### WHAT IS BEING ASKED
Extract all lines containing "Tailwind".

[begin PROVIDED DATA]

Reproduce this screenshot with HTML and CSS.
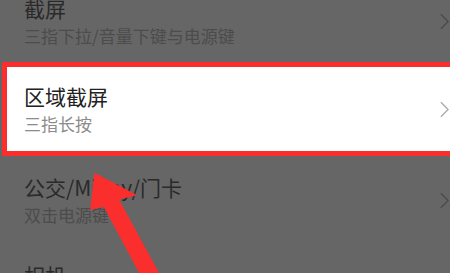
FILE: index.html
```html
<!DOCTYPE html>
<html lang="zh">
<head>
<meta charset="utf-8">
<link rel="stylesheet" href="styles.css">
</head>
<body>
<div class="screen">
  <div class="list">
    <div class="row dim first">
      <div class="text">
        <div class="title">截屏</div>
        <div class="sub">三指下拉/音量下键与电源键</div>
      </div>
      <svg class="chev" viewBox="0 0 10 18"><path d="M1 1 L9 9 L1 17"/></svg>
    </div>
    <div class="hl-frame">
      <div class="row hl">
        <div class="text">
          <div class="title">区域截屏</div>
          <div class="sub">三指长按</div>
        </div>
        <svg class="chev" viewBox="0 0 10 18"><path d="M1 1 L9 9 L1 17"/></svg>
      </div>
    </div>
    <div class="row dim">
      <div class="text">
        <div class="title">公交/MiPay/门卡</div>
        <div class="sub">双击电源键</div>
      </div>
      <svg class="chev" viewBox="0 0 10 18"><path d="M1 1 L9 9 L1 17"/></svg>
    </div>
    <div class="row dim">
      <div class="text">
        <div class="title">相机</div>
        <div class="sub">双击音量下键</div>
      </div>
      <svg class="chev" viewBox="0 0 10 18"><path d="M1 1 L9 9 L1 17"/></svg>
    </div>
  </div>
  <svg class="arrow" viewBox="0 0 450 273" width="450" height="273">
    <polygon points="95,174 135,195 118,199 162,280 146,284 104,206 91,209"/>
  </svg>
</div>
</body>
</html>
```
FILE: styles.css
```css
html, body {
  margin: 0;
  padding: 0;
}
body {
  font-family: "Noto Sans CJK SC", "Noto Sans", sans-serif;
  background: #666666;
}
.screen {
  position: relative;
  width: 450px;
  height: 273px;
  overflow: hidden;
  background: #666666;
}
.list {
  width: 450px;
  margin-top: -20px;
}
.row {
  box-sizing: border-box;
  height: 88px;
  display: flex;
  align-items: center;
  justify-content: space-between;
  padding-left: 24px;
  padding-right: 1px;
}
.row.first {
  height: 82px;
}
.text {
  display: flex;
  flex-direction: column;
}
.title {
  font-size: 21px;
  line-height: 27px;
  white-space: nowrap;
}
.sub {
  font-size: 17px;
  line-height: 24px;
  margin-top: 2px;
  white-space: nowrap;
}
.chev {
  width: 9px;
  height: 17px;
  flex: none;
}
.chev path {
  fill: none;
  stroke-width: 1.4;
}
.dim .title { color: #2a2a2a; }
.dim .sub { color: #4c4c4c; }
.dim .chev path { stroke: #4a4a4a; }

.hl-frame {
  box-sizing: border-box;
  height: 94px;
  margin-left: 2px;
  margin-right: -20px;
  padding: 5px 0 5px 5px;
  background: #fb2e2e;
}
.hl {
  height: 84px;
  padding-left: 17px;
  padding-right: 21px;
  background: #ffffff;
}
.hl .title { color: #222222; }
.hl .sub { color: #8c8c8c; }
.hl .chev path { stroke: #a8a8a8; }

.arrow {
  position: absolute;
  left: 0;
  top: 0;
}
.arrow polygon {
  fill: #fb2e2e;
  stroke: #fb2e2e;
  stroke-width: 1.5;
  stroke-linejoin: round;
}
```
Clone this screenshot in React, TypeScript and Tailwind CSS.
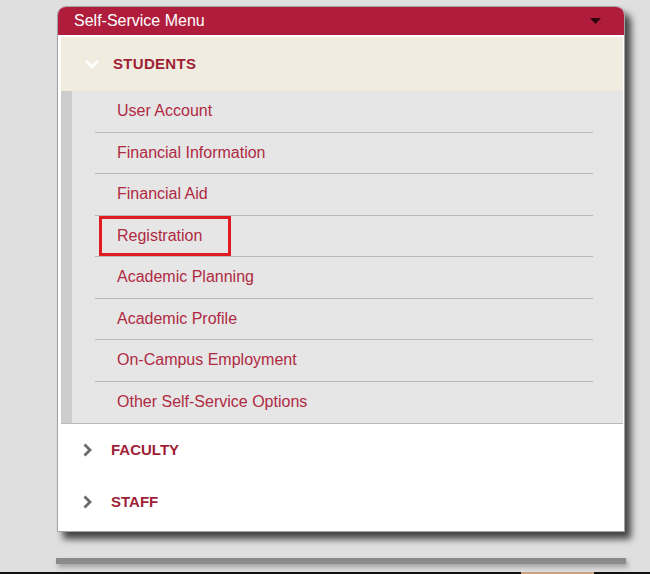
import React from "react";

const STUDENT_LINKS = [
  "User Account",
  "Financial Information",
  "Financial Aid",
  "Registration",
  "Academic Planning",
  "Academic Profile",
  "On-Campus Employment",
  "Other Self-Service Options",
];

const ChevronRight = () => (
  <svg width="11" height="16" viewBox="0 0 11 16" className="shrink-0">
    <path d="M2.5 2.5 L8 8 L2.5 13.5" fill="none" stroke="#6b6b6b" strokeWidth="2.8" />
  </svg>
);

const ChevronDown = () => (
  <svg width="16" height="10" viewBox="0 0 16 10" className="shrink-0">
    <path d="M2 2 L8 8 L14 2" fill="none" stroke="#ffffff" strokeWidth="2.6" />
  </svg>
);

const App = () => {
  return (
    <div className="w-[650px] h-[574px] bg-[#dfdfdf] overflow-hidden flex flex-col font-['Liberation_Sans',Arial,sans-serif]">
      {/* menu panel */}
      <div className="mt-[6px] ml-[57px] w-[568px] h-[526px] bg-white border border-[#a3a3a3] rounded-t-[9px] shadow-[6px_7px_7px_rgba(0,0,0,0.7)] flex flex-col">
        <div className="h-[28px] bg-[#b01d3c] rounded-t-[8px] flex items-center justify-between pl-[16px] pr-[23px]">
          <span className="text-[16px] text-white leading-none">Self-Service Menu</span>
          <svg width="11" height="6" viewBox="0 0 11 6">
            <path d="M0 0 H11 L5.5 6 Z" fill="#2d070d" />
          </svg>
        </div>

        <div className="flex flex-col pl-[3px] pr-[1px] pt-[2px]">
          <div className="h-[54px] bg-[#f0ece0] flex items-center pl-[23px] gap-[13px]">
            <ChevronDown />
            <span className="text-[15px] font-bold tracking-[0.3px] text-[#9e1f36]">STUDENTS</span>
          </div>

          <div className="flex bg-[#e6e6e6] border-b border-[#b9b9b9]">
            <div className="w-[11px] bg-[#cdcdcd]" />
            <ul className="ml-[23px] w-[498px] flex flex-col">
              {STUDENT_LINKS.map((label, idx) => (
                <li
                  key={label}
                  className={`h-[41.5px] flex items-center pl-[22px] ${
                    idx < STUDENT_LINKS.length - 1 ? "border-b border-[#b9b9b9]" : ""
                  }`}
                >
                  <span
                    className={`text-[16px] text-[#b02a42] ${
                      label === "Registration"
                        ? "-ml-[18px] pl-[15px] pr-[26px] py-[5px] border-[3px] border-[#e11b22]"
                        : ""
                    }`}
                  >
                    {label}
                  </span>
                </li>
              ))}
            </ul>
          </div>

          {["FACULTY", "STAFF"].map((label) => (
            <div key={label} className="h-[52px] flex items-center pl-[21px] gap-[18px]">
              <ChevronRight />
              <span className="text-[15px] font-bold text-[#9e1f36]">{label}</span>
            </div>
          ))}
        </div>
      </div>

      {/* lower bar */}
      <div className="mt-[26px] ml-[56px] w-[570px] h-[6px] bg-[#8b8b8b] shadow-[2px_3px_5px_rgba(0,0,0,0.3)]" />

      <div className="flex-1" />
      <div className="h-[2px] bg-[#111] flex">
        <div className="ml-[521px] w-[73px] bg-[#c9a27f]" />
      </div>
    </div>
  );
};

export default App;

[end PROVIDED DATA]
[begin PROVIDED DATA]

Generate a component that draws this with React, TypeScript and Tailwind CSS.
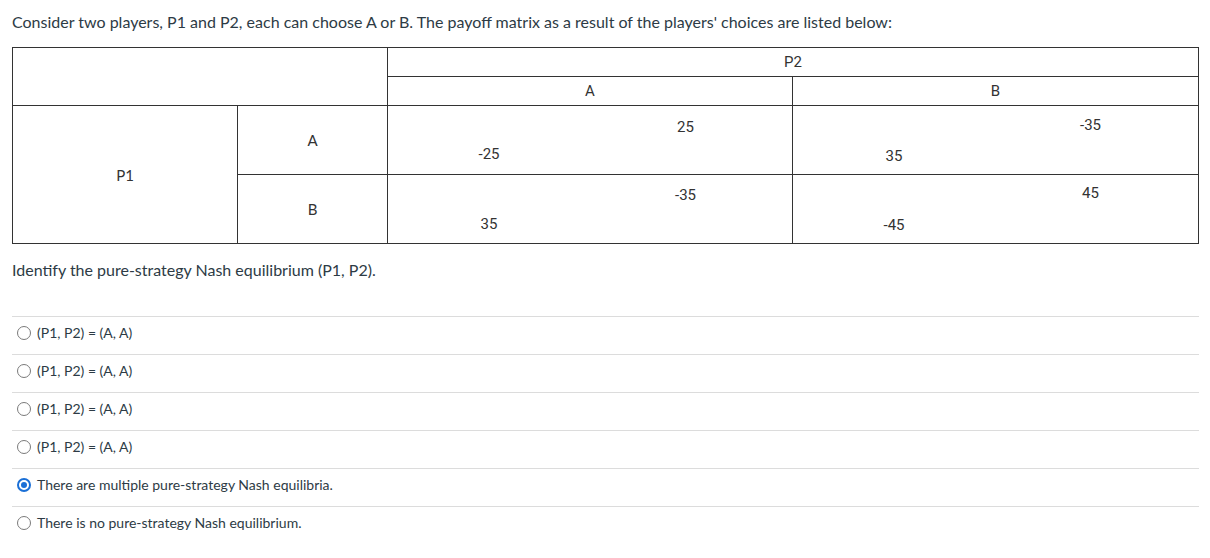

[end PROVIDED DATA]
[begin PROVIDED DATA]

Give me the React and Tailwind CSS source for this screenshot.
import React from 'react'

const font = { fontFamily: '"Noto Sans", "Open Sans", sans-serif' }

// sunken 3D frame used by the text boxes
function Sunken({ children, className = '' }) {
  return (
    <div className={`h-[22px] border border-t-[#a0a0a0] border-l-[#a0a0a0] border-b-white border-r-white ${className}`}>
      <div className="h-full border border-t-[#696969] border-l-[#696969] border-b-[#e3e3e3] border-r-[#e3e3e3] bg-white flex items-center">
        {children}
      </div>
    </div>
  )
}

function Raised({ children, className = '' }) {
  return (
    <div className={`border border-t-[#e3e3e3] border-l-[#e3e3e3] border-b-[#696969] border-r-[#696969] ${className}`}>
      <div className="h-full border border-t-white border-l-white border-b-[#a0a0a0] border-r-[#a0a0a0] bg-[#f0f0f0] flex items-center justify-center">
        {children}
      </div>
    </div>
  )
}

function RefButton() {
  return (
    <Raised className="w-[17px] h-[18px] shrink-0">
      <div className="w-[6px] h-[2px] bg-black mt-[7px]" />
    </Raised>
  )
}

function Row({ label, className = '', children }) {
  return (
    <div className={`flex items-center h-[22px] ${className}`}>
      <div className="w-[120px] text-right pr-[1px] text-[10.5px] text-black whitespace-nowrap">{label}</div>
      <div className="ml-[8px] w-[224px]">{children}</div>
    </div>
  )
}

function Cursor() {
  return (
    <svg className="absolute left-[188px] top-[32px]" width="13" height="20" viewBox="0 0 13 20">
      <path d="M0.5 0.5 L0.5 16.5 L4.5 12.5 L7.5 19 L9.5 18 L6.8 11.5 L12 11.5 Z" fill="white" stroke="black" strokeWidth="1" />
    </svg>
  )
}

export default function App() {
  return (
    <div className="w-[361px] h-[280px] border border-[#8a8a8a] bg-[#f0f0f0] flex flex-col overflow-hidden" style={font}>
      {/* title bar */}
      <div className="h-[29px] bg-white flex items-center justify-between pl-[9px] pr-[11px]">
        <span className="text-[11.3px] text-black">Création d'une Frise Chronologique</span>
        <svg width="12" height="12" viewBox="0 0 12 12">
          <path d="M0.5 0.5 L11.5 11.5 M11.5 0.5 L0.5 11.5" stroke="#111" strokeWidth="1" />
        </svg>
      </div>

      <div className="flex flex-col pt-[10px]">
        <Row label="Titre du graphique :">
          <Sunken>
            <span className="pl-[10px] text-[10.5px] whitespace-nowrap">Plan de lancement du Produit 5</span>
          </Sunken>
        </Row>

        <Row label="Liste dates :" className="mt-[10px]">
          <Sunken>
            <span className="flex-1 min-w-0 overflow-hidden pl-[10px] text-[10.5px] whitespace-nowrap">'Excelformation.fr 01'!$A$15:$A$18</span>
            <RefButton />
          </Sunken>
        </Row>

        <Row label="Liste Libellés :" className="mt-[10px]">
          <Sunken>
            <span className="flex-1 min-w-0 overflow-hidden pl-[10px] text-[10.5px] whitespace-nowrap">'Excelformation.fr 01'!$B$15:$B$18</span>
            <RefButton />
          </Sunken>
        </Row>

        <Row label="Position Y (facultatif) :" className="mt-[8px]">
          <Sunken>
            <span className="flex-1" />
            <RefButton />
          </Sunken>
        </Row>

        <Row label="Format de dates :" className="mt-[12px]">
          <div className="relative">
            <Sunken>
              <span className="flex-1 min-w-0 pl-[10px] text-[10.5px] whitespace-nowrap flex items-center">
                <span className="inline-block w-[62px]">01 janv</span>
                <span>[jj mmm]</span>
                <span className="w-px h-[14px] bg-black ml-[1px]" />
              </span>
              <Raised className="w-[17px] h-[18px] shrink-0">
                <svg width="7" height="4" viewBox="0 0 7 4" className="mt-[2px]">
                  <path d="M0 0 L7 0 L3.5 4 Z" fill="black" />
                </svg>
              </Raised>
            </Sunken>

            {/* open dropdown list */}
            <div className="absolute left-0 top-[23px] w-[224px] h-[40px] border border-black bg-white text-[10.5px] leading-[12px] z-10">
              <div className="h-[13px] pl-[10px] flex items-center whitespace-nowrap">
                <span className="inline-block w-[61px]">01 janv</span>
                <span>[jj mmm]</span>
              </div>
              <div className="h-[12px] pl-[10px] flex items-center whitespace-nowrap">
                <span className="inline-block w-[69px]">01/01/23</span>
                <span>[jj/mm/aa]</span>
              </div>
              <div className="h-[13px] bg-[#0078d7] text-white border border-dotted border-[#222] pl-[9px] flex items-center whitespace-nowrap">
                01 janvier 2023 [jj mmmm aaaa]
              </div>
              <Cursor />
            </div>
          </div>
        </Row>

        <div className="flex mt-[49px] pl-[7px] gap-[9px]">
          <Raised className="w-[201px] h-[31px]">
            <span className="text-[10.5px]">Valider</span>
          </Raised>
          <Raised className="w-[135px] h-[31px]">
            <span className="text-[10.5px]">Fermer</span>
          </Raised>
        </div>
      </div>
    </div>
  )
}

[end PROVIDED DATA]

### RESULT OF THIS TASK
Clone this screenshot in React, TypeScript and Tailwind CSS.
Generate a component that draws this with React, TypeScript and Tailwind CSS.
Give me the React and Tailwind CSS source for this screenshot.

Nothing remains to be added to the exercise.